可它再也接不到给它面包的女人了。它蹲在路口,瘦骨伶仃。村里有几个好心人想收养它,它进了门,又跑出来,蹲在路口。路口有一丛芦苇,芦苇丛有一个水泥涵管,它在涵管里睡觉。也不知是谁,在涵管里,给它铺了一个破棉袄。

雨季过后,它的身上开始长红斑癣。毛一撮撮地掉。掉了两个来月,腹部的毛掉光了。可能是涵管里比较潮,天开始闷热,虱子多。它的耳朵开始掉毛,它的尾巴开始掉毛。

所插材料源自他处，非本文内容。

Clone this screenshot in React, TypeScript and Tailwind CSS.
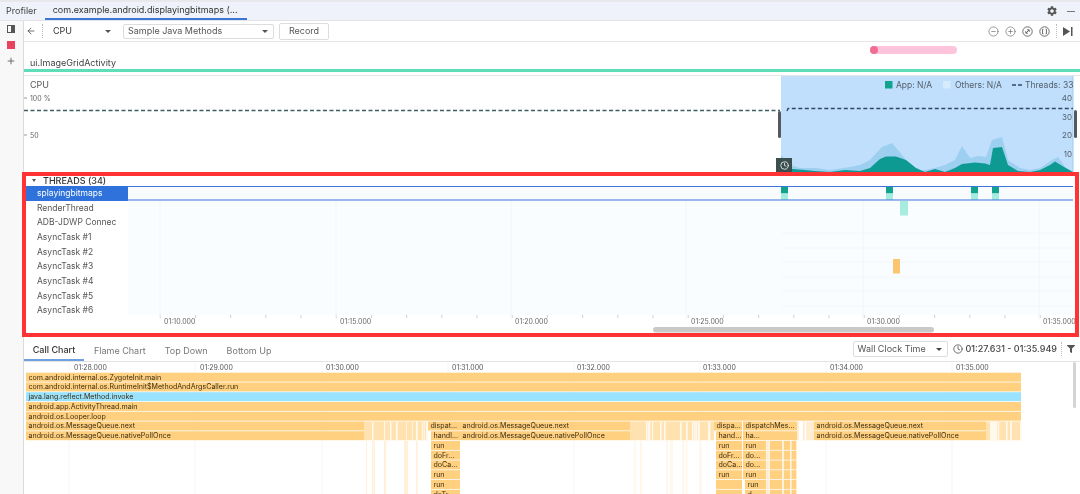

村里来了一个收破烂的中年人,右瘸腿、腭裂唇。村里人叫他老森。老森是沙洲人,在木板房边的荒地,搭了木棚屋,收破烂。这里空阔,适合堆破烂。他见狗,瘦得像个老树根,给饭它吃。狗望着他,不下嘴。老森买来陈菜油,天天给狗刷红斑癣。陈菜油解毒。他坐在椅子上,抱着狗,给狗刷。每次刷狗,狗望着他。狗舔他的手,一边舔,一边望着他。他看见,它的眼睛有一种晶晶莹莹的液体,眼泪一样的液体包着眼球。那双眼睛有黄金色的环,一圈一圈,有一股温泉喷出来。

给狗刷了一个星期陈菜油,狗不掉毛了。他给狗饭吃,狗也吃。他拉破烂去镇里卖,买一包鸡骨架或鸭骨架回来。一包鸡骨架,狗吃三天。吃了一个月,狗壮实起来,红斑癣也慢慢消褪,长出了毛。老森用废脚盆,做了个狗窝,放在木棚屋里,给狗睡,可狗进去了就出来,依旧睡在涵管里。

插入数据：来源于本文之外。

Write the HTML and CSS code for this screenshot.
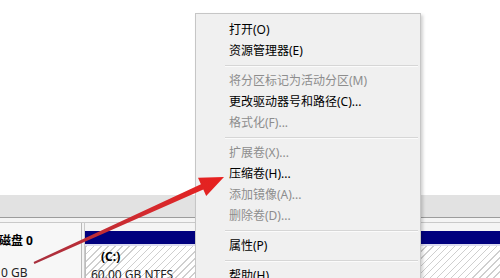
FILE: index.html
```html
<!DOCTYPE html>
<html lang="zh-CN">
<head>
    <meta charset="UTF-8">
    <title>磁盘管理 - 压缩卷</title>
    <link rel="stylesheet" href="styles.css">
</head>
<body>
    <div class="screen">
        <div class="blank"></div>
        <div class="toolbar"></div>
        <div class="spacer"></div>
        <div class="disk-row">
            <div class="disk-label">
                <div class="disk-name">磁盘 0</div>
                <div class="disk-size">0 GB</div>
            </div>
            <div class="partition">
                <div class="part-bar"></div>
                <div class="part-body">
                    <div class="part-name">(C:)</div>
                    <div class="part-info">60.00 GB NTFS</div>
                </div>
            </div>
        </div>

        <ul class="menu">
            <li class="item">打开(O)</li>
            <li class="item">资源管理器(E)</li>
            <li class="sep"></li>
            <li class="item disabled">将分区标记为活动分区(M)</li>
            <li class="item">更改驱动器号和路径(C)...</li>
            <li class="item disabled">格式化(F)...</li>
            <li class="sep"></li>
            <li class="item disabled">扩展卷(X)...</li>
            <li class="item">压缩卷(H)...</li>
            <li class="item disabled">添加镜像(A)...</li>
            <li class="item disabled">删除卷(D)...</li>
            <li class="sep"></li>
            <li class="item">属性(P)</li>
            <li class="sep"></li>
            <li class="item">帮助(H)</li>
        </ul>

        <!-- red pointer arrow drawn on top of the screenshot -->
        <svg class="arrow" width="500" height="278" viewBox="0 0 500 278">
            <defs>
                <linearGradient id="arrowFill" x1="34" y1="263" x2="224" y2="177" gradientUnits="userSpaceOnUse">
                    <stop offset="0" stop-color="#a8303e"/>
                    <stop offset="0.6" stop-color="#d42a2e"/>
                    <stop offset="1" stop-color="#e8201e"/>
                </linearGradient>
            </defs>
            <polygon fill="url(#arrowFill)"
                points="33.6,262.1 200.9,184.2 198,177.8 224,177 206.2,196 203.3,189.6 34.4,263.9"/>
        </svg>
    </div>
</body>
</html>
```

FILE: styles.css
```css
body {
    margin: 0;
    font-family: "Noto Sans", "Noto Sans CJK SC", sans-serif;
    font-size: 12px;
    background-color: #fff;
}

.screen {
    position: relative;
    width: 500px;
    height: 278px;
    overflow: hidden;
    display: flex;
    flex-direction: column;
}

.blank,
.toolbar,
.spacer {
    flex-shrink: 0;
}

.blank {
    height: 195px;
    background-color: #fff;
}

.toolbar {
    height: 22px;
    background-color: #e2e2e2;
    border-bottom: 1px solid #9c9c9c;
}

.spacer {
    height: 4px;
    background-color: #f4f4f4;
}

.disk-row {
    flex: 1;
    min-height: 0;
    display: flex;
    gap: 2px;
    border-top: 1px solid #c9c9c9;
    background-color: #f4f4f4;
}

.disk-label {
    width: 82px;
    flex-shrink: 0;
    border-right: 1px solid #b9b9b9;
    background-color: #f7f7f7;
    padding-top: 10px;
    box-sizing: border-box;
}

.disk-name {
    font-weight: bold;
    line-height: 16px;
    color: #000;
    margin-left: -1px;
}

.disk-size {
    margin-top: 16px;
    line-height: 16px;
    color: #222;
    margin-left: 1px;
}

.partition {
    flex: 1;
    display: flex;
    flex-direction: column;
    padding-top: 8px;
    border-left: 1px solid #c9c9c9;
}

.part-bar {
    height: 13px;
    flex-shrink: 0;
    background-color: #00007e;
    border-bottom: 2px solid #dcdcf0;
}

.part-body {
    flex: 1;
    padding: 3px 0 0 5px;
    border-left: 1px solid #bcbcbc;
    background-color: #fff;
    background-image: repeating-linear-gradient(-45deg, #fff 0, #fff 4px, #cfcfcf 4px, #cfcfcf 5px);
}

.part-name {
    font-weight: bold;
    line-height: 16px;
    color: #000;
    margin-left: 10px;
}

.part-info {
    line-height: 20px;
    color: #222;
}

.menu {
    position: absolute;
    left: 195px;
    top: 13px;
    width: 226px;
    height: 280px;
    margin: 0;
    padding: 5px 2px 0 2px;
    box-sizing: border-box;
    list-style: none;
    background-color: #f0f0f0;
    border: 1px solid #c6c6c6;
    box-shadow: 2px 2px 3px rgba(0, 0, 0, 0.18);
}

.item {
    height: 21px;
    line-height: 21px;
    padding-left: 31px;
    color: #000;
    white-space: nowrap;
}

.item.disabled {
    color: #8d8d8d;
}

.sep {
    height: 9px;
    margin-left: 27px;
    display: flex;
    align-items: center;
}

.sep::before {
    content: "";
    flex: 1;
    border-top: 1px solid #d6d6d6;
    border-bottom: 1px solid #fbfbfb;
}

.arrow {
    position: absolute;
    left: 0;
    top: 0;
}
```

老森做饭,多做一碗,给狗吃。老森早上出门收破烂,中午回家;中午睡个小午觉,又出门收破烂,傍晚回家。他骑一辆电动三轮车,收废纸、废铁、废电线、废塑料瓶、易拉罐。狗远远看见老森骑着满载废品的三轮车,就站起身,汪汪汪叫,尾巴摇出轮圈。老森瘸腿,不是腿骨坏了,是小腿门骨长了疔疮疱。这个疱,长了一年多,红肿着,压迫着血管,抽着痛。他也不去治,用自己采的草药包着。包了几副草药,也没效果,他也懒得理,忍着痛。他去医院问医生,医生说,做个疔疮切除,费用得千把块。他舍不得。他想,疔疮总得出脓头,出了头便好了。可他小腿的疔疮,偏偏不出头,焐酒一样焐着。可能是他走了一天的路,到了傍晚,疔疮火烧火燎,他坐在椅子上,撩起裤脚,用水浇在疔疮上。狗见他撩起裤脚,就舔他疔疮。狗舔了几分钟,疔疮不烧不燎了,阴凉了下去。